Some Clinton supporters who also knew about Ayers have been discreetly trying to catapult the story out of the right-wing sandbox into the wider mainstream media. On April 9, Fox News' Sean Hannity interviewed fellow right-winger Karl Rove, who raised the Ayers-Obama connection. The next day, ABC News reporter Jake Tapper wrote about Ayers in his Political Punch blog. The following week, on his radio show, Hannity suggested to his guest, George Stephanopoulos, that he ask Obama about his relationship with Ayers at the upcoming Philadelphia presidential debate. Stephanopoulos, who was Bill Clinton's press secretary, replied, "Well, I'm taking notes." The following night during the April 16 nationally televised Presidential debate, Stephanopoulos dutifully asked Obama about Ayers, who is now a professor of education at the University of Illinois at Chicago.
Possibly more insulting is watching the Clintons turn to that mainstay of Republican politics: making fun of pointy-headed intellectuals.

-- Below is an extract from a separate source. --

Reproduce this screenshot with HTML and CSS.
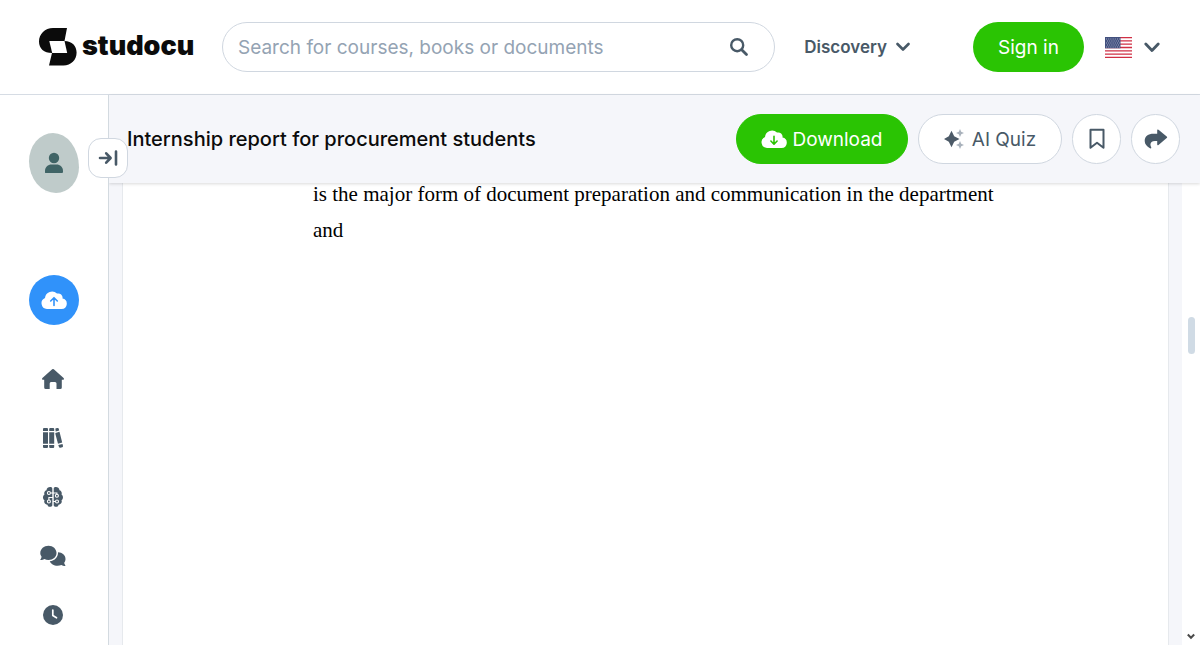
FILE: index.html
```html
<!DOCTYPE html>
<html lang="en">
<head>
<meta charset="utf-8">
<meta name="viewport" content="width=device-width, initial-scale=1">
<title>Internship report for procurement students - Studocu</title>
<link rel="stylesheet" href="styles.css">
</head>
<body>
<header class="header">
  <a class="logo" href="#" aria-label="studocu">
    <svg class="logo-mark" viewBox="0 0 38 38" width="38" height="38" aria-hidden="true"><path fill="#0b0b0b" d="M14 0H28L25.500 13C33 13 37.600 18 37.600 24.500C37.600 32 32 37.500 24.500 37.500H10L13 25C5 25 0 20.500 0 13.500C0 6 6 0 14 0Z"/><path fill="#fff" d="M10.300 13H25.500L28.200 25H13.200Z"/></svg>
    <span class="logo-text">studocu</span>
  </a>
  <form class="search" role="search">
    <input class="search-input" type="text" aria-label="Search" placeholder="Search for courses, books or documents">
    <button class="search-button" type="button" aria-label="Search"><svg viewBox="0 0 20 20" width="20" height="20" fill="none" stroke="currentColor"><circle cx="8.200" cy="8.200" r="6" stroke-width="2.400"/><path d="M12.700 12.700L17.500 17.500" stroke-width="2.800" stroke-linecap="round"/></svg></button>
  </form>
  <button class="discovery" type="button">Discovery
    <svg viewBox="0 0 14 10" width="14" height="10" fill="none" stroke="currentColor" stroke-width="2.600" stroke-linecap="round" stroke-linejoin="round"><path d="M1.500 2L7 7.500L12.500 2"/></svg>
  </button>
  <button class="sign-in" type="button">Sign in</button>
  <button class="language" type="button" aria-label="Language">
    <svg viewBox="0 0 27 21" width="27" height="21"><path fill="#fff" d="M0 0H27V21H0Z"/><path d="M0 .6H27M0 3.900H27M0 7.200H27M0 10.500H27M0 13.800H27M0 17.100H27M0 20.400H27" stroke="#d02f44" stroke-width="1.300"/><path fill="#43517f" d="M0 0H15.500V11.300H0Z"/><path d="M1 2H15M2 4H15M1 6H15M2 8H15M1 10H15" stroke="#aab1ca" stroke-width=".9" stroke-dasharray="1 1.200"/></svg>
    <svg class="language-arrow" viewBox="0 0 16 11" width="16" height="11" fill="none" stroke="currentColor" stroke-width="2.800" stroke-linecap="round" stroke-linejoin="round"><path d="M1.800 2L8 8.500L14.200 2"/></svg>
  </button>
</header>
<div class="layout">
  <nav class="sidebar" aria-label="Main">
    <a class="avatar" href="#" aria-label="Profile"><svg viewBox="0 0 20 22" width="20" height="22" fill="#406466"><circle cx="10" cy="6" r="5.200"/><path d="M1 20.500V19C1 15 4 12.500 7.500 12.500H12.500C16 12.500 19 15 19 19V20Q19 21 18 21H2Q1 21 1 20.500Z"/></svg></a>
    <a class="upload" href="#" aria-label="Upload"><svg viewBox="0 0 26 20" width="26" height="20"><path fill="#fff" d="M6 19A5.800 5.800 0 0 1 4 7.900A7 7 0 0 1 16 3.600A4.300 4.300 0 0 1 21.500 8.500A5.300 5.300 0 0 1 20.500 19Z"/><path d="M13 15.500V8M9.700 11L13 7.700L16.300 11" fill="none" stroke="#3092fa" stroke-width="1.600" stroke-linecap="round" stroke-linejoin="round"/></svg></a>
    <ul class="menu">
      <li><a href="#" aria-label="Home"><svg viewBox="0 0 24 22" width="24" height="22" fill="currentColor"><path d="M11.200 1.300Q12 .6 12.800 1.300L22.600 10Q23.500 11 22.500 11.800H20.800V19.500Q20.800 21 19.300 21H15.500V15.500Q15.500 14 14 14H10Q8.700 14 8.700 15.500V21H4.700Q3.200 21 3.200 19.500V11.800H1.500Q.5 11 1.400 10Z"/></svg></a></li>
      <li><a href="#" aria-label="Library"><svg viewBox="0 0 22 22" width="22" height="22" fill="currentColor"><path d="M1 2Q1 1 2 1H5Q6 1 6 2V4H1ZM1 5.300H6V16.700H1ZM1 18H6V20Q6 21 5 21H2Q1 21 1 20ZM7.200 2Q7.200 1 8.200 1H11.200Q12.200 1 12.200 2V4H7.200ZM7.200 5.300H12.200V16.700H7.200ZM7.200 18H12.200V20Q12.200 21 11.200 21H8.200Q7.200 21 7.200 20ZM13.400 2.200Q13.300 1.400 14 1.200L15.500 1Q16.500 .8 16.800 1.700L17.200 3.600L13.700 4.600ZM13.400 5.900L17.500 4.800L20.200 15.600L16 16.800L13.400 7ZM16.300 18L20.500 16.900L21 19Q21.200 20 20.300 20.300L18.300 20.800Q17.200 21 17 20.100Z"/></svg></a></li>
      <li><a href="#" aria-label="AI study"><svg viewBox="0 0 22 22" width="22" height="22"><path fill="currentColor" d="M10.300 2.500V19.500C9.800 21.300 5.800 21.600 5.500 18.700C2.600 18.500 1.700 16 2.500 14.300C.4 13 .6 9.700 2.500 8.600C1.600 6.700 2.700 4.800 4.500 4.300C4.700 .6 9.800.1 10.300 2.500ZM11.700 2.500C12.200.1 17.300.6 17.500 4.300C19.300 4.800 20.400 6.700 19.500 8.600C21.400 9.700 21.600 13 19.500 14.300C20.300 16 19.400 18.500 16.500 18.700C16.200 21.600 12.200 21.300 11.700 19.500Z"/><g fill="none" stroke="#fff" stroke-width="1.100"><circle cx="6.900" cy="7" r="1.500"/><circle cx="14.900" cy="9.800" r="1.500"/><circle cx="6.900" cy="15.500" r="1.500"/><circle cx="15" cy="15.500" r="1.500"/><path d="M8.400 7H14.900V8.300M6.900 14V11.500H11M11 15.500H13.500"/></g></svg></a></li>
      <li><a href="#" aria-label="Chat"><svg viewBox="0 0 26 22" width="26" height="22" fill="currentColor"><path d="M8.500 .8C13 .8 16.500 4 16.500 8S13 15 8.500 15C7 15 5.600 14.700 4.400 14.100C3.200 14.900 1.700 15.200 .5 15C.1 14.700.4 14.300 .8 13.900C1.300 13.200 1.600 12.300 1.500 11.500C.6 10.300.3 9.200.3 8C.3 4 4 .8 8.500 .8Z"/><path d="M18 7.300C22.300 7.400 25.500 10.300 25.500 14C25.500 15.500 25 16.800 24.200 17.800C24.200 18.700 24.600 19.600 25.300 20.200C25.600 20.600 25.500 20.900 25 21C23.700 21.100 22.500 20.700 21.500 20C16.500 22 11 19.800 9.800 16.300C14.800 15.700 18.300 12 18 7.300Z"/></svg></a></li>
      <li><a href="#" aria-label="Recent"><svg viewBox="0 0 22 22" width="22" height="22"><circle cx="11" cy="11" r="10" fill="currentColor"/><path d="M10.800 6V11.500L14.500 13.800" fill="none" stroke="#fff" stroke-width="1.700" stroke-linecap="round" stroke-linejoin="round"/></svg></a></li>
    </ul>
    <button class="expand" type="button" aria-label="Expand sidebar"><svg viewBox="0 0 20 18" width="20" height="18" fill="none" stroke="currentColor" stroke-width="2.600" stroke-linecap="round" stroke-linejoin="round"><path d="M2 9H12M8.200 4.300L12.600 9L8.200 13.700M18 2.500V15.500"/></svg></button>
  </nav>
  <main class="content">
    <div class="toolbar">
      <h1 class="title">Internship report for procurement students</h1>
      <button class="button download" type="button"><svg viewBox="0 0 26 20" width="26" height="20"><path fill="#fff" d="M6 19A5.800 5.800 0 0 1 4 7.900A7 7 0 0 1 16 3.600A4.300 4.300 0 0 1 21.500 8.500A5.300 5.300 0 0 1 20.500 19Z"/><path d="M13 7.300V15M9.900 12L13 15.200L16.100 12" fill="none" stroke="#2ac403" stroke-width="1.600" stroke-linecap="round" stroke-linejoin="round"/></svg>Download</button>
      <button class="button quiz" type="button"><svg viewBox="0 0 20 20" width="20" height="20"><path fill="#4c5a67" d="M7.500 1.700L10.200 7.300L15.500 10L10.200 12.700L7.500 18.300L4.800 12.700L-.2 10L4.800 7.300Z"/><path fill="#a9b2bc" d="M16 0L17.200 2.800L20 4L17.200 5.200L16 8L14.800 5.200L12 4L14.800 2.800ZM16 12L17.200 14.800L20 16L17.200 17.200L16 20L14.800 17.200L12 16L14.800 14.800Z"/></svg>AI Quiz</button>
      <button class="button round" type="button" aria-label="Save"><svg viewBox="0 0 16 22" width="16" height="22" fill="none" stroke="currentColor" stroke-width="2"><path d="M1.500 1.800H14.500V19.800L8 14.800L1.500 19.800Z" stroke-linejoin="round"/></svg></button>
      <button class="button round" type="button" aria-label="Share"><svg viewBox="0 0 24 20" width="24" height="20" fill="currentColor"><path d="M13.200 1.300Q13.200 -.2 14.500 .8L22.700 7.500Q23.600 8.300 22.700 9.100L14.500 15.900Q13.200 16.700 13.200 15.200V12H11C6.500 12 5.500 15.200 7.300 18.500Q7.300 19.700 6 19.300C2.700 17.500.7 15 .7 12C.7 7.300 4.300 4.800 9.500 4.800H13.200Z"/></svg></button>
    </div>
    <div class="viewer">
      <article class="page"><p>is the major form of document preparation and communication in the department and</p></article>
      <div class="scrollbar" aria-hidden="true">
        <span class="thumb"></span>
        <svg viewBox="0 0 8 7" width="8" height="7" fill="none" stroke="#4b4b4b" stroke-width="2"><path d="M.8 1.500L4 4.800L7.200 1.500"/></svg>
      </div>
    </div>
  </main>
</div>
</body>
</html>
```
FILE: styles.css
```css
* { box-sizing: border-box; }
body {
  margin: 0;
  height: 100vh;
  display: flex;
  flex-direction: column;
  overflow: hidden;
  background: #fff;
  color: #485967;
  font-family: "Inter", "Liberation Sans", sans-serif;
}
button { font: inherit; color: inherit; border: 0; padding: 0; background: none; cursor: pointer; }
a { color: inherit; text-decoration: none; }
svg { display: block; flex: none; }

.header {
  display: flex;
  align-items: center;
  flex: none;
  height: 95px;
  padding: 0 40px 0 39px;
  border-bottom: 1px solid #d6dce4;
}
.logo { display: flex; align-items: center; gap: 5px; width: 183px; flex: none; }
.logo-text { color: #0b0b0b; font-size: 27px; line-height: 32px; font-weight: 900; padding-bottom: 2px; }
.search {
  display: flex;
  align-items: center;
  flex: 1;
  height: 50px;
  padding: 0 25px 0 15px;
  border: 1px solid #d0d7e0;
  border-radius: 25px;
}
.search-input {
  flex: 1;
  min-width: 0;
  padding: 0;
  border: 0;
  outline: 0;
  background: none;
  font: inherit;
  font-size: 19px;
  color: #485967;
}
.search-input::placeholder { color: #94a3b3; opacity: 1; }
.discovery {
  display: flex;
  align-items: center;
  gap: 9px;
  margin: 0 63px 0 29px;
  font-size: 17px;
  font-weight: 600;
}
.sign-in {
  width: 111px;
  height: 50px;
  border-radius: 25px;
  background: #2ac403;
  color: #fff;
  font-size: 19px;
}
.language { display: flex; align-items: center; gap: 12px; margin-left: 21px; }

.layout { display: flex; flex: 1; min-height: 0; }
.sidebar {
  position: relative;
  z-index: 2;
  display: flex;
  flex-direction: column;
  align-items: center;
  flex: none;
  width: 109px;
  padding-top: 38px;
  border-right: 1px solid #d3dae0;
  background: #fff;
}
.avatar, .upload { display: flex; align-items: center; justify-content: center; flex: none; width: 50px; }
.avatar { height: 60px; border-radius: 48% 52% 46% 54% / 47% 57% 43% 53%; background: #bfcbca; }
.upload { height: 50px; margin-top: 82px; border-radius: 50%; background: #3092fa; }
.menu {
  list-style: none;
  margin: 24px 0 0;
  padding: 0 3px 0 0;
}
.menu a { display: flex; align-items: center; justify-content: center; height: 59px; }
.expand {
  position: absolute;
  top: 43px;
  right: -20px;
  display: flex;
  align-items: center;
  justify-content: center;
  width: 40px;
  height: 40px;
  border: 1px solid #d0d7e0;
  border-radius: 13px;
  background: #fff;
}

.content { display: flex; flex-direction: column; flex: 1; min-width: 0; background: #f5f6fa; }
.toolbar {
  position: relative;
  z-index: 1;
  display: flex;
  align-items: center;
  gap: 10px;
  flex: none;
  height: 88px;
  padding: 0 20px 0 18px;
  background: #f5f6fa;
  box-shadow: 0 1px 3px #00000026;
}
.title { flex: 1; margin: 0; color: #0b0b0b; font-size: 20px; line-height: 24px; font-weight: 500; }
.button {
  display: flex;
  align-items: center;
  justify-content: center;
  flex: none;
  height: 50px;
  border: 1px solid #d0d7e0;
  border-radius: 25px;
  background: #fff;
  font-size: 19px;
}
.download { gap: 5px; width: 172px; border-color: #2ac403; background: #2ac403; color: #fff; }
.quiz { gap: 8px; width: 144px; }
.round { width: 49px; }
.viewer { display: flex; flex: 1; min-height: 0; }
.page {
  flex: 1;
  margin: 0 13px;
  padding: 0 158px 0 190px;
  border: 1px solid #e6e9ed;
  border-width: 0 1px;
  background: #fff;
  color: #000;
  font-family: "Liberation Serif", "Times New Roman", serif;
  font-size: 21px;
  line-height: 36px;
}
/* The document is scrolled partly beneath the toolbar. */
.page p { margin: -7px 0 0; }
.scrollbar {
  display: flex;
  flex-direction: column;
  align-items: center;
  justify-content: space-between;
  width: 18px;
  padding: 134px 0 5px;
  background: #fff;
}
.thumb { width: 7px; height: 37px; border-radius: 4px; background: #d0dbe5; }
```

Is there anything more disingenuous than the obviously well-heeled pol insisting that it's the other guy who's part of the elite?
In the annals of sheer audacity, I never thought anything could top the mind melting hypocrisy of the scion of one of the wealthiest, most insulated families in the world -- an alumnus of both Yale and Harvard -- convincing blue collar voters that he was just plain folk. Okay, Dubya still wins the prize on the faux populism scale. But there also, Hillary refuses to be outdone. Exploiting for all it's worth, Obama's "bitter" faux pas, she has once again joined forces with the Republican competition. This time to paint the black son of a struggling single mother as an "elitist," and her Wellesley and Yale educated self, as someone who couldn't tell arugula from iceberg lettuce.
In her latest triangulation two-step, Clinton has partnered with McCain on an all out assault on voter intelligence, with the shamelessly pandering "gas tax holiday." To drive the point home, this woman, whom the Secret Service has protected from all concerns automotive since 1992, set out on her own blue collar comedy tour of gas station photo-op destinations.
Would you want to have a cup of coffee with this woman?